Interpreting Results:

The summary badges are the fastest sanity check. Mode confirms direction. In and Out show source and result sizes, but they mean different things in each mode. When encoding, input bytes are the raw text or file bytes and output size reflects the emitted Base64 text or Data URL length. When decoding, input size reflects the pasted string length and output bytes reflect the recovered payload length.

The main output pane always shows the current display surface. In text decode mode, that surface is decoded text. In Raw bytes only mode, it is a printable preview rather than a full hex dump, so exact verification belongs in Byte Breakdown. If the hex and decimal columns look plausible but the character column shows many dots, the payload is probably binary or is being read with the wrong text encoding.

Error messages are literal. Found non-Base64 characters. Enable "Strip non-Base64" in Advanced to ignore them. means disallowed characters remain after the current cleanup rules. Invalid Base64 content. means the cleaned string still cannot be decoded into a valid byte stream. In both cases, compare the pasted source with the URL-safe, padding, and strip settings before assuming the payload itself is broken.

The JSON pane is useful when you need to repeat a check later. It stores the mode, encoding choices, wrap policy, padding settings, MIME value, byte totals, and a short preview of the current result.

Worked Examples:

Comparing text that contains non-ASCII characters

A short phrase with accented letters or emoji can produce different Base64 depending on whether the sender treated it as UTF-8, UTF-16LE, or a single-byte encoding. In encode mode, keep the text the same and switch only the text encoding. If the summary byte counts and Byte Breakdown rows change, the difference comes from the text-to-byte step, not from Base64 padding or URL-safe symbols.

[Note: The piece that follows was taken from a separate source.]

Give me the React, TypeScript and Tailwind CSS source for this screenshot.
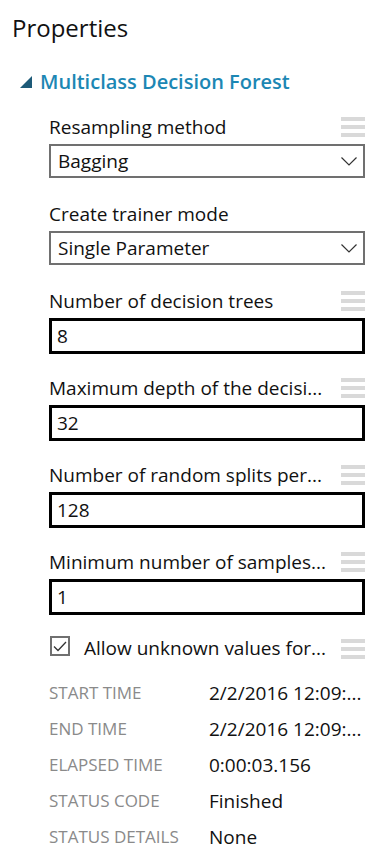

Cleaning a wrapped certificate or mail-style block

A pasted certificate fragment or MIME body often arrives with fixed line wraps and may include wrapper lines or copied commentary. Start decode mode with padding repair on and stripping off. If the block still fails because of non-Base64 characters, enable Strip non-Base64 only after you confirm the extra text is not part of the payload. Then compare the recovered byte count and printable preview with the type of file you expected to see.

Making a small file usable as an inline browser asset

Upload a small image in encode mode, let the MIME field auto-fill if the browser provides it, and enable Data URL. The Data URL tab then gives you a string that begins with data:<type>;base64, and can be copied into markup or CSS. If the result becomes too long to manage comfortably, keep the plain Base64 output instead and let the destination system handle the file separately.

FAQ:

Glossary:

Byte

An 8-bit unit of data. Base64 converts bytes into printable text characters.

Padding

One or two trailing = signs used to mark a short final Base64 group in the standard padded form.

URL-safe Base64

A Base64 variant that uses - and _ instead of + and /.

Data URL

A string that combines a media type and inline content in the form data:<type>;base64,<payload>.

Character encoding

The rule that turns text into bytes and bytes back into text, such as UTF-8 or UTF-16LE.

MIME wrap

A transport convention that breaks Base64 text into fixed-width lines, commonly 76 characters.

References:

• RFC 4648: The Base16, Base32, and Base64 Data Encodings, RFC Editor, October 2006.
• RFC 2045: Multipurpose Internet Mail Extensions (MIME) Part One: Format of Internet Message Bodies, RFC Editor, November 1996.
• RFC 2397: The "data" URL scheme, RFC Editor, August 1998.
• RFC 7468: Textual Encodings of PKIX, PKCS, and CMS Structures, RFC Editor, April 2015.